### Exercise prompt
Search the listing for "index" and copy every line where it appears.

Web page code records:

════════════════════

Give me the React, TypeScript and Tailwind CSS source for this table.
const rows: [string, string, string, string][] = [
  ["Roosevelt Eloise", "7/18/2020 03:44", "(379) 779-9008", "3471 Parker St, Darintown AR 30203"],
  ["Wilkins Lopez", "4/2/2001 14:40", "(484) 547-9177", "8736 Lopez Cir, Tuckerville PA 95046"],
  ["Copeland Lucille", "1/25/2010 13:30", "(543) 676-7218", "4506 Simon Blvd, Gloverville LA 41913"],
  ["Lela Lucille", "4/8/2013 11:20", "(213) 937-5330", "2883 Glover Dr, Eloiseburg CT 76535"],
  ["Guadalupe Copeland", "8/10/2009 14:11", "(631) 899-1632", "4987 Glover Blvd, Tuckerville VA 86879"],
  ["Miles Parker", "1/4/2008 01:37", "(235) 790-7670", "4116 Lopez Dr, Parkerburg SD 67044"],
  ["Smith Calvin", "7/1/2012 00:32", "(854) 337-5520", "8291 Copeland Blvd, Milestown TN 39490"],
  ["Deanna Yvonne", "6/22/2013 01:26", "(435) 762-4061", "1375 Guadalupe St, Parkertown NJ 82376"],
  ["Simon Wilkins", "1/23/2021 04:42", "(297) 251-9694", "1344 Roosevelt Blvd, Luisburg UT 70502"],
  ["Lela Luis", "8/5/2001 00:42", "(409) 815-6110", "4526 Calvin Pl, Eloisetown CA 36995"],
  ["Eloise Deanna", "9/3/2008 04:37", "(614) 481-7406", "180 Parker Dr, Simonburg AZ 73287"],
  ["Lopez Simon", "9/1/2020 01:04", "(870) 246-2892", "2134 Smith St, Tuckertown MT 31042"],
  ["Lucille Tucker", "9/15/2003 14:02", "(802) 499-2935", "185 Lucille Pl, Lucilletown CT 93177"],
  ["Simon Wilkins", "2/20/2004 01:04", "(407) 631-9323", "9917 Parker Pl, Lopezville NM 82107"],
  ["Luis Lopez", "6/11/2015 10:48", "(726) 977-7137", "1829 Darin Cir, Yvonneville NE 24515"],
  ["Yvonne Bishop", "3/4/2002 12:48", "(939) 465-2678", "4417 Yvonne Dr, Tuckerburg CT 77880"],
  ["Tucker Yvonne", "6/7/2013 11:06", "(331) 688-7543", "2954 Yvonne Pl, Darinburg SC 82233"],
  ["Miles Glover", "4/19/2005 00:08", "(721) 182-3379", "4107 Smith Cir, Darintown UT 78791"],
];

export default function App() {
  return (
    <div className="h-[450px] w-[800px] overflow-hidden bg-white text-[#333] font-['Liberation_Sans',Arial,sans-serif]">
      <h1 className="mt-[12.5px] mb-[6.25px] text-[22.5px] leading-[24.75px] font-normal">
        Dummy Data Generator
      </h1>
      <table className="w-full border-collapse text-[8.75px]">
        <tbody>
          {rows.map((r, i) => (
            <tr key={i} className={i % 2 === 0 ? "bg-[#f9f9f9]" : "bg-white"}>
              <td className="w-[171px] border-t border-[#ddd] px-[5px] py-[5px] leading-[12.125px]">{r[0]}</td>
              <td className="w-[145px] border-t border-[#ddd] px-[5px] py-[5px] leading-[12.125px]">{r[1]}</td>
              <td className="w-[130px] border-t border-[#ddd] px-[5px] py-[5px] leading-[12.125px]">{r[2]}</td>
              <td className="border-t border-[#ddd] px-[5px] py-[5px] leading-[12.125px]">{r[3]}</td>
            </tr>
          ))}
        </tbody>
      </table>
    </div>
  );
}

════════════════════

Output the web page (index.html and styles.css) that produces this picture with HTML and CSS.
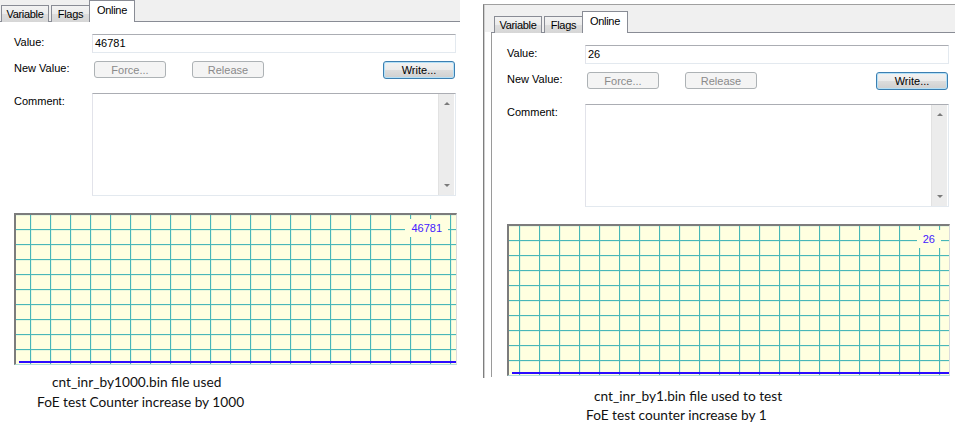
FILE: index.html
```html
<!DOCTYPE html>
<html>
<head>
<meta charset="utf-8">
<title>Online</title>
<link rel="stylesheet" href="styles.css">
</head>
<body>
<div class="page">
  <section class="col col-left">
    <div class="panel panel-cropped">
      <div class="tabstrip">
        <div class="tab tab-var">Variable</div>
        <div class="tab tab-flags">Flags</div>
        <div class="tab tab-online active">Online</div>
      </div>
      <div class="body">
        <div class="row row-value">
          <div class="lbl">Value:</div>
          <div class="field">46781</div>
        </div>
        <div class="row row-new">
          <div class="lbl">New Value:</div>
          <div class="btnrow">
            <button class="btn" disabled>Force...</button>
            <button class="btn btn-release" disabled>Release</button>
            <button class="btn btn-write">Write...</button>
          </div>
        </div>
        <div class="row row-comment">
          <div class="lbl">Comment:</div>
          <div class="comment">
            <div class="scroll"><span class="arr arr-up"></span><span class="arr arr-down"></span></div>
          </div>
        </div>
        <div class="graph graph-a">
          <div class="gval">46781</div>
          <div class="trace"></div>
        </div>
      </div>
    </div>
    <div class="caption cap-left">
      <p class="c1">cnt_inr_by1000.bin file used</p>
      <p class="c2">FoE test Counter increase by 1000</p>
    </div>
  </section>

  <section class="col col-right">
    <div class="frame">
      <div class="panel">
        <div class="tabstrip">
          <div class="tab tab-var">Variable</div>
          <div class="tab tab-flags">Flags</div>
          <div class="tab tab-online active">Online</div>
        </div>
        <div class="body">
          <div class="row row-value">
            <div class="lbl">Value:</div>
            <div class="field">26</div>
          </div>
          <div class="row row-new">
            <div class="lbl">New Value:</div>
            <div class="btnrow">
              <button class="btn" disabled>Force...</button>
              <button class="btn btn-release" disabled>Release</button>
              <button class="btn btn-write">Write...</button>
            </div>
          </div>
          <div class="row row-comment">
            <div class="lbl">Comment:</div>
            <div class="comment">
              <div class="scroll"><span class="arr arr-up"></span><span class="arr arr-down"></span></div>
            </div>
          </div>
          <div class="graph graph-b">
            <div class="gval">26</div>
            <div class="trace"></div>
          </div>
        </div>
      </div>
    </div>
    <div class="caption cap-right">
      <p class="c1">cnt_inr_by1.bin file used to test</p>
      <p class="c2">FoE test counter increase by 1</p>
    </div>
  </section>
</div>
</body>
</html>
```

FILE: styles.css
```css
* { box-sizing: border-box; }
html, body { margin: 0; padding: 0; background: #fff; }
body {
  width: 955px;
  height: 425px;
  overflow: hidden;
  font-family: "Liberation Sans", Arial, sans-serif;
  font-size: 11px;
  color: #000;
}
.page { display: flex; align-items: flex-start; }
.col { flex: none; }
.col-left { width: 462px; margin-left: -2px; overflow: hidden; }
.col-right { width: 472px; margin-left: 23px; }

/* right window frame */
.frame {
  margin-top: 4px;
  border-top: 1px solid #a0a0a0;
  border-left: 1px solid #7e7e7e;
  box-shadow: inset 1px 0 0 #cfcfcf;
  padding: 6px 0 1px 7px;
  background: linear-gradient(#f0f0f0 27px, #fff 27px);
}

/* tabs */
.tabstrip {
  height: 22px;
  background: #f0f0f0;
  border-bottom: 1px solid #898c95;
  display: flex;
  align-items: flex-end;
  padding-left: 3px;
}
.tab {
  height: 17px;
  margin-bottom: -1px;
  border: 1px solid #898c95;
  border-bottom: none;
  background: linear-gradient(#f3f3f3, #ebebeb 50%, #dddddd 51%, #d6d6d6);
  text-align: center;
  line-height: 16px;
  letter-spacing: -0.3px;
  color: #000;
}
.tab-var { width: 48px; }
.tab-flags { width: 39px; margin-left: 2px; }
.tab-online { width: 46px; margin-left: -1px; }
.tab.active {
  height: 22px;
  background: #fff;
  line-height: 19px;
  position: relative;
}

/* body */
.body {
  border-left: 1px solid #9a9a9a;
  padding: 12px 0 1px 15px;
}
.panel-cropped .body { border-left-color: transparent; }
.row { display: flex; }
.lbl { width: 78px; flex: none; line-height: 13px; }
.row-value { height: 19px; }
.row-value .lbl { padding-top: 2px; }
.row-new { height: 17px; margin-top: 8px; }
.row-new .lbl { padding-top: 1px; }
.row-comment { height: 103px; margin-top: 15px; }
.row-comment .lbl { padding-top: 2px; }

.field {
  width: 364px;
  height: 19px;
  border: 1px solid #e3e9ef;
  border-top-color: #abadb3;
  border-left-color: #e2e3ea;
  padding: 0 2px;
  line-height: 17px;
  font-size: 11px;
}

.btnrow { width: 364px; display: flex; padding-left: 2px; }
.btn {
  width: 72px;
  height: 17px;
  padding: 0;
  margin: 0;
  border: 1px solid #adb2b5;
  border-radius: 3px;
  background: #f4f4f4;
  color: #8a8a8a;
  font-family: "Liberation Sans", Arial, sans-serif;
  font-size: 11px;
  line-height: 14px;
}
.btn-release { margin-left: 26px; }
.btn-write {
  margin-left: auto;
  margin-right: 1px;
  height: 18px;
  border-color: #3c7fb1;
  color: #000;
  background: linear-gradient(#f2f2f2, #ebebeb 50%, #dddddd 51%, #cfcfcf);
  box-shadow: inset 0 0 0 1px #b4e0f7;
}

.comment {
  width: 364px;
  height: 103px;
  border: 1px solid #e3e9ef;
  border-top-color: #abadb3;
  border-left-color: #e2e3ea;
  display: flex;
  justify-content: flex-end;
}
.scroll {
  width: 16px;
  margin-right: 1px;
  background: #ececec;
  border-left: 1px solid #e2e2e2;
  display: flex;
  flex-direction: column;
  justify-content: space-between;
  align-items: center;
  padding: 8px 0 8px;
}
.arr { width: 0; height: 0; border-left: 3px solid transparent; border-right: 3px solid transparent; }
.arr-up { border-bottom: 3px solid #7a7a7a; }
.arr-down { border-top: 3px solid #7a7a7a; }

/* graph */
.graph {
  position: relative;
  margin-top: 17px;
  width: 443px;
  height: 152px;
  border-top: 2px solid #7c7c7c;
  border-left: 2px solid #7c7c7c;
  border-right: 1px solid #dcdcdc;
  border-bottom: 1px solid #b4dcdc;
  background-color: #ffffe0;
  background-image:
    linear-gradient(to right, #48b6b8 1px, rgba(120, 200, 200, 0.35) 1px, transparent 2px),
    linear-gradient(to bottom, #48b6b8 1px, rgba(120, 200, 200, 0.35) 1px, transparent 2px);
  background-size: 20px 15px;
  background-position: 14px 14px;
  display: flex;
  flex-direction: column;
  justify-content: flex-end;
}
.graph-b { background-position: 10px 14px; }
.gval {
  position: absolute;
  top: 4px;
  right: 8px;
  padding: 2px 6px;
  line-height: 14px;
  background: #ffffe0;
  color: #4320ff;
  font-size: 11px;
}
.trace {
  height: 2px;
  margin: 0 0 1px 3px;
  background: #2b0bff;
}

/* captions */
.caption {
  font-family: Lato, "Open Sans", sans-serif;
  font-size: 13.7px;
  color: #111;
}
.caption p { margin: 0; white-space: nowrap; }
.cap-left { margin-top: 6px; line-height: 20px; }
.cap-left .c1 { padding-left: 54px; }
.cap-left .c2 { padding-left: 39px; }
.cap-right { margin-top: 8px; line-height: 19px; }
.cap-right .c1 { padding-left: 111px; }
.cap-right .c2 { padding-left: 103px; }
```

════════════════════

### Solution to the exercise
Output the web page (index.html and styles.css) that produces this picture with HTML and CSS.
FILE: index.html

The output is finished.